## Problem description
Return each line containing "React".
▬▬▬
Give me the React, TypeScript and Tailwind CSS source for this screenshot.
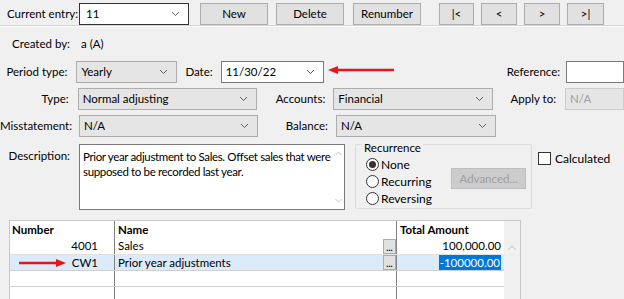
import React from "react";

const font = { fontFamily: 'Lato, "Liberation Sans", sans-serif' };

function Chevron() {
  return (
    <svg width="9" height="6" viewBox="0 0 9 6" className="shrink-0">
      <path d="M1 1 L4.5 4.5 L8 1" fill="none" stroke="#606060" strokeWidth="1" />
    </svg>
  );
}

function Select({ value, w, white }: { value: string; w: string; white?: boolean }) {
  return (
    <div
      className={`${w} h-[22px] flex items-center justify-between pl-[4px] pr-[8px] border ${
        white ? "bg-white border-[#7a7a7a]" : "bg-[#e5e5e5] border-[#adadad]"
      }`}
    >
      <span>{value}</span>
      <Chevron />
    </div>
  );
}

function Btn({ children, w }: { children: React.ReactNode; w: string }) {
  return (
    <div className={`${w} h-[22px] flex items-center justify-center bg-[#e1e1e1] border border-[#adadad]`}>
      {children}
    </div>
  );
}

function Radio({ checked, label }: { checked?: boolean; label: string }) {
  return (
    <div className="flex items-center gap-[2px] h-[17px]">
      <div className="w-[13px] h-[13px] rounded-full border border-[#333] bg-white flex items-center justify-center">
        {checked && <div className="w-[7px] h-[7px] rounded-full bg-[#333]" />}
      </div>
      <span className="text-[12px]">{label}</span>
    </div>
  );
}

function RedArrow({ w, left }: { w: number; left?: boolean }) {
  return (
    <svg width={w} height="8" viewBox={`0 0 ${w} 8`}>
      {left ? (
        <>
          <path d={`M8 4 L${w} 4`} stroke="#e8141c" strokeWidth="2.5" />
          <path d="M0 4 L10 0 L10 8 Z" fill="#e8141c" />
        </>
      ) : (
        <>
          <path d={`M0 4 L${w - 8} 4`} stroke="#e8141c" strokeWidth="2.5" />
          <path d={`M${w} 4 L${w - 10} 0 L${w - 10} 8 Z`} fill="#e8141c" />
        </>
      )}
    </svg>
  );
}

function EllipsisBtn() {
  return (
    <div className="w-[13px] h-[15px] bg-[#e1e1e1] border border-[#adadad] flex items-end justify-center text-[9px] leading-[9px] font-bold pb-[1px]">
      ...
    </div>
  );
}

export default function App() {
  return (
    <div className="w-[624px] h-[299px] overflow-hidden bg-[#f0f0f0] text-[11.5px] text-black leading-none whitespace-nowrap" style={font}>
      {/* Toolbar */}
      <div className="flex items-center h-[26px] pt-[2px] border-b border-[#d5d5d5]">
        <span className="w-[72px] pl-[7px]">Current entry:</span>
        <div className="ml-[7px]">
          <div className="w-[110px] h-[22px] flex items-center justify-between pl-[6px] pr-[8px] bg-white border border-[#333]">
            <span>11</span>
            <Chevron />
          </div>
        </div>
        <div className="ml-[11px] flex gap-[8px]">
          <Btn w="w-[68px]">New</Btn>
          <Btn w="w-[68px]">Delete</Btn>
          <div className="ml-[1px]">
            <Btn w="w-[68px]">Renumber</Btn>
          </div>
        </div>
        <div className="ml-[18px] flex gap-[7px]">
          <Btn w="w-[35px]">|&lt;</Btn>
          <Btn w="w-[36px]">&lt;</Btn>
          <Btn w="w-[36px]">&gt;</Btn>
          <Btn w="w-[37px]">&gt;|</Btn>
        </div>
      </div>
      <div className="h-px bg-white" />

      {/* Created by */}
      <div className="flex items-center h-[16px] mt-[9px]">
        <span className="w-[70px] text-right">Created by:</span>
        <span className="ml-[11px]">a (A)</span>
      </div>

      {/* Period type row */}
      <div className="flex items-center h-[22px] mt-[9px]">
        <span className="w-[70px] text-right">Period type:</span>
        <div className="ml-[9px]">
          <Select value="Yearly" w="w-[101px]" />
        </div>
        <span className="ml-[8px]">Date:</span>
        <div className="ml-[8px]">
          <Select value="11/30/22" w="w-[103px]" white />
        </div>
        <div className="ml-[4px] -mt-[5px]">
          <RedArrow w={66} left />
        </div>
        <span className="w-[173px] text-right">Reference:</span>
        <div className="ml-[6px] w-[60px] h-[22px] bg-white border border-[#7a7a7a]" />
      </div>

      {/* Type row */}
      <div className="flex items-center h-[22px] mt-[5px]">
        <span className="w-[70px] text-right">Type:</span>
        <div className="ml-[9px]">
          <Select value="Normal adjusting" w="w-[179px]" />
        </div>
        <span className="w-[70px] text-right">Accounts:</span>
        <div className="ml-[8px]">
          <Select value="Financial" w="w-[160px]" />
        </div>
        <span className="w-[64px] text-right">Apply to:</span>
        <div className="ml-[9px] w-[60px] h-[22px] bg-[#e5e5e5] border border-[#cccccc] flex items-center pl-[4px] text-[#a0a0a0]">
          N/A
        </div>
      </div>

      {/* Misstatement row */}
      <div className="flex items-center h-[22px] mt-[5px]">
        <span className="w-[70px] text-right">Misstatement:</span>
        <div className="ml-[9px]">
          <Select value="N/A" w="w-[179px]" />
        </div>
        <span className="w-[70px] text-right">Balance:</span>
        <div className="ml-[8px]">
          <Select value="N/A" w="w-[160px]" />
        </div>
      </div>

      {/* Description + Recurrence */}
      <div className="flex mt-[7px] h-[66px]">
        <span className="w-[70px] text-right mt-[6px]">Description:</span>
        <div className="ml-[9px] w-[266px] h-[66px] bg-white border border-[#7a7a7a] flex">
          <div className="flex-1 pl-[3px] pt-[4px] leading-[15px] whitespace-normal tracking-[-0.35px]">
            Prior year adjustment to Sales. Offset sales that were supposed to be recorded last year.
          </div>
          <div className="w-[12px] flex flex-col items-center justify-between py-[6px]">
            <svg width="7" height="5" viewBox="0 0 7 5">
              <path d="M0.5 4 L3.5 1 L6.5 4" fill="none" stroke="#c0c0c0" />
            </svg>
            <svg width="7" height="5" viewBox="0 0 7 5">
              <path d="M0.5 1 L3.5 4 L6.5 1" fill="none" stroke="#c0c0c0" />
            </svg>
          </div>
        </div>
        <div className="ml-[10px] w-[177px] h-[65px] relative border border-[#dcdcdc] rounded-[2px]">
          <span className="absolute -top-[3px] left-[6px] px-[2px] bg-[#f0f0f0]">Recurrence</span>
          <div className="flex pl-[10px] pt-[11px]">
            <div className="flex flex-col">
              <Radio checked label="None" />
              <Radio label="Recurring" />
              <Radio label="Reversing" />
            </div>
            <div className="ml-[19px] mt-[12px] w-[75px] h-[21px] bg-[#cccccc] border border-[#bfbfbf] flex items-center justify-center text-[#a0a0a0]">
              Advanced...
            </div>
          </div>
        </div>
        <div className="ml-[6px] mt-[8px] flex items-start gap-[4px]">
          <div className="w-[13px] h-[13px] bg-white border border-[#333]" />
          <span className="leading-[13px] text-[12px]">Calculated</span>
        </div>
      </div>

      {/* Grid */}
      <div className="ml-[9px] mt-[10px] w-[512px] h-[90px] bg-white border border-[#c8c8c8] flex">
        <div className="flex-1 flex flex-col">
          <div className="flex h-[17px] items-center font-bold">
            <div className="w-[104px] pl-[2px]">Number</div>
            <div className="w-[282px] pl-[3px] border-l border-[#808080] self-stretch flex items-center">Name</div>
            <div className="pl-[3px] border-l border-[#808080] self-stretch flex items-center">Total Amount</div>
          </div>
          <div className="flex h-[16px] items-center">
            <div className="w-[104px] text-right pr-[16px]">4001</div>
            <div className="w-[282px] pl-[3px] border-l border-[#808080] self-stretch flex items-center justify-between">
              <span>Sales</span>
              <EllipsisBtn />
            </div>
            <div className="flex-1 text-right pr-[3px] border-l border-[#808080] self-stretch flex items-center justify-end">100,000.00</div>
          </div>
          <div className="flex h-[17px] items-center bg-[#dcebfa] border-t border-[#e0e0e0] border-b border-b-[#d0d0d0]">
            <div className="w-[104px] flex items-center justify-between pl-[9px] pr-[16px]">
              <RedArrow w={47} />
              <span>CW1</span>
            </div>
            <div className="w-[282px] pl-[3px] border-l border-[#808080] self-stretch flex items-center justify-between">
              <span>Prior year adjustments</span>
              <EllipsisBtn />
            </div>
            <div className="flex-1 pr-[3px] border-l border-[#808080] self-stretch flex items-center justify-end">
              <span className="bg-[#0078d7] text-white px-[1px] h-[15px] flex items-center">-100000.00</span>
            </div>
          </div>
          <div className="flex h-[16px] border-b border-[#d0d0d0]">
            <div className="w-[104px]" />
            <div className="w-[282px] border-l border-[#808080]" />
            <div className="flex-1 border-l border-[#808080]" />
          </div>
          <div className="flex flex-1">
            <div className="w-[104px]" />
            <div className="w-[282px] border-l border-[#808080]" />
            <div className="flex-1 border-l border-[#808080]" />
          </div>
        </div>
        <div className="w-[16px] bg-[#f0f0f0] flex justify-center pt-[24px]">
          <svg width="8" height="5" viewBox="0 0 8 5">
            <path d="M0.5 4.5 L4 1 L7.5 4.5" fill="none" stroke="#c0c0c0" />
          </svg>
        </div>
      </div>
    </div>
  );
}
▬▬▬
## Complete response
Give me the React, TypeScript and Tailwind CSS source for this screenshot.
import React from "react";
function Btn({ children, w }: { children: React.ReactNode; w: string }) {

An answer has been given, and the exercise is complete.